### The exercise
Begin with the first line of the material and copy each line word for word through the line that contains "const rating = 4;"; the pictures are left out.

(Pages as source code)
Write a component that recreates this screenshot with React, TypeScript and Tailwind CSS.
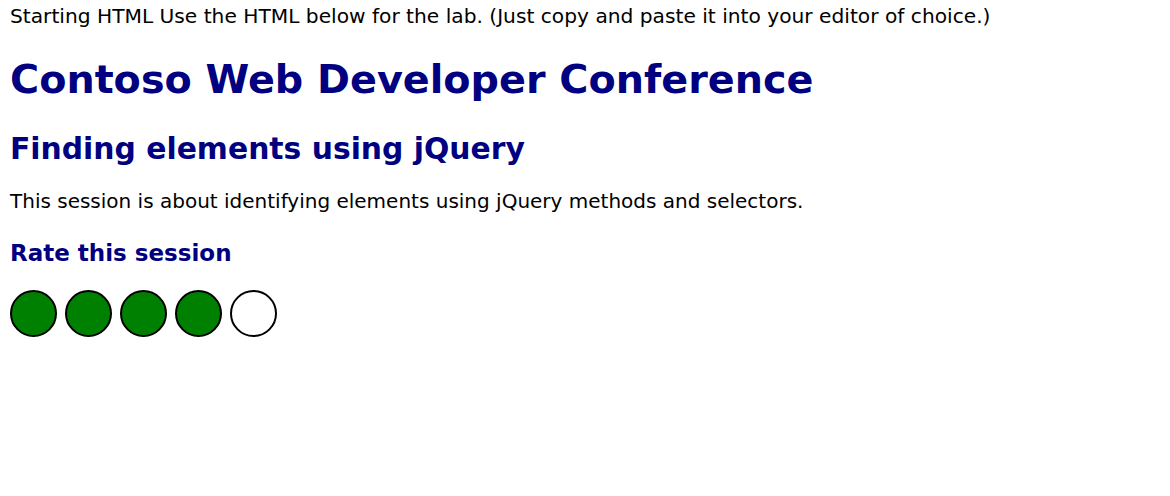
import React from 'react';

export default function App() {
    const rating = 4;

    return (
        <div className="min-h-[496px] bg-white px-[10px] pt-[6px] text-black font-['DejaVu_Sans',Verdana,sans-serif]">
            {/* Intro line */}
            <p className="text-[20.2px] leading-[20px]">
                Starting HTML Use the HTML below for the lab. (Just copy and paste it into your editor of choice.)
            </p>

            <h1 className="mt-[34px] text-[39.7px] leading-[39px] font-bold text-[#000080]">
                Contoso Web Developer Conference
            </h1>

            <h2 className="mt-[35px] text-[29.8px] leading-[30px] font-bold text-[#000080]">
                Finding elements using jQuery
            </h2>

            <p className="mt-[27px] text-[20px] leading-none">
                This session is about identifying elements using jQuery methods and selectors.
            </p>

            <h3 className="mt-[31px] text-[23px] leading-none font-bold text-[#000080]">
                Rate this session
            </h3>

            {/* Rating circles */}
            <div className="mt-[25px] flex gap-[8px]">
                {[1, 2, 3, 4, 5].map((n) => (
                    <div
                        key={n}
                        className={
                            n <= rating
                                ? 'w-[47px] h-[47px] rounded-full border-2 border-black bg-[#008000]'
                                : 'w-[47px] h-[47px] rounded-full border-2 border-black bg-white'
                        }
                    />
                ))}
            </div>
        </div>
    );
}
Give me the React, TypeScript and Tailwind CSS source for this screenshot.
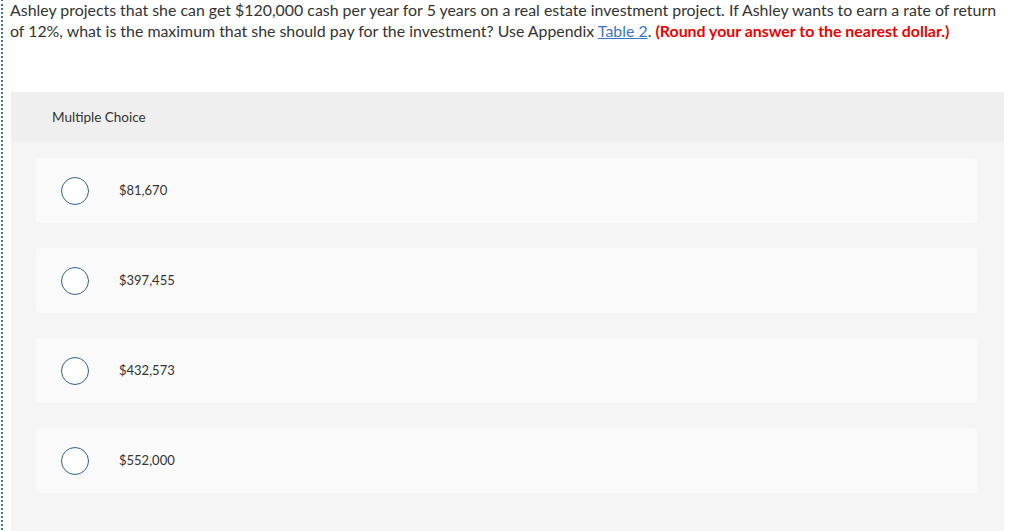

### Solution
Write a component that recreates this screenshot with React, TypeScript and Tailwind CSS.
import React from 'react';

export default function App() {
    const rating = 4;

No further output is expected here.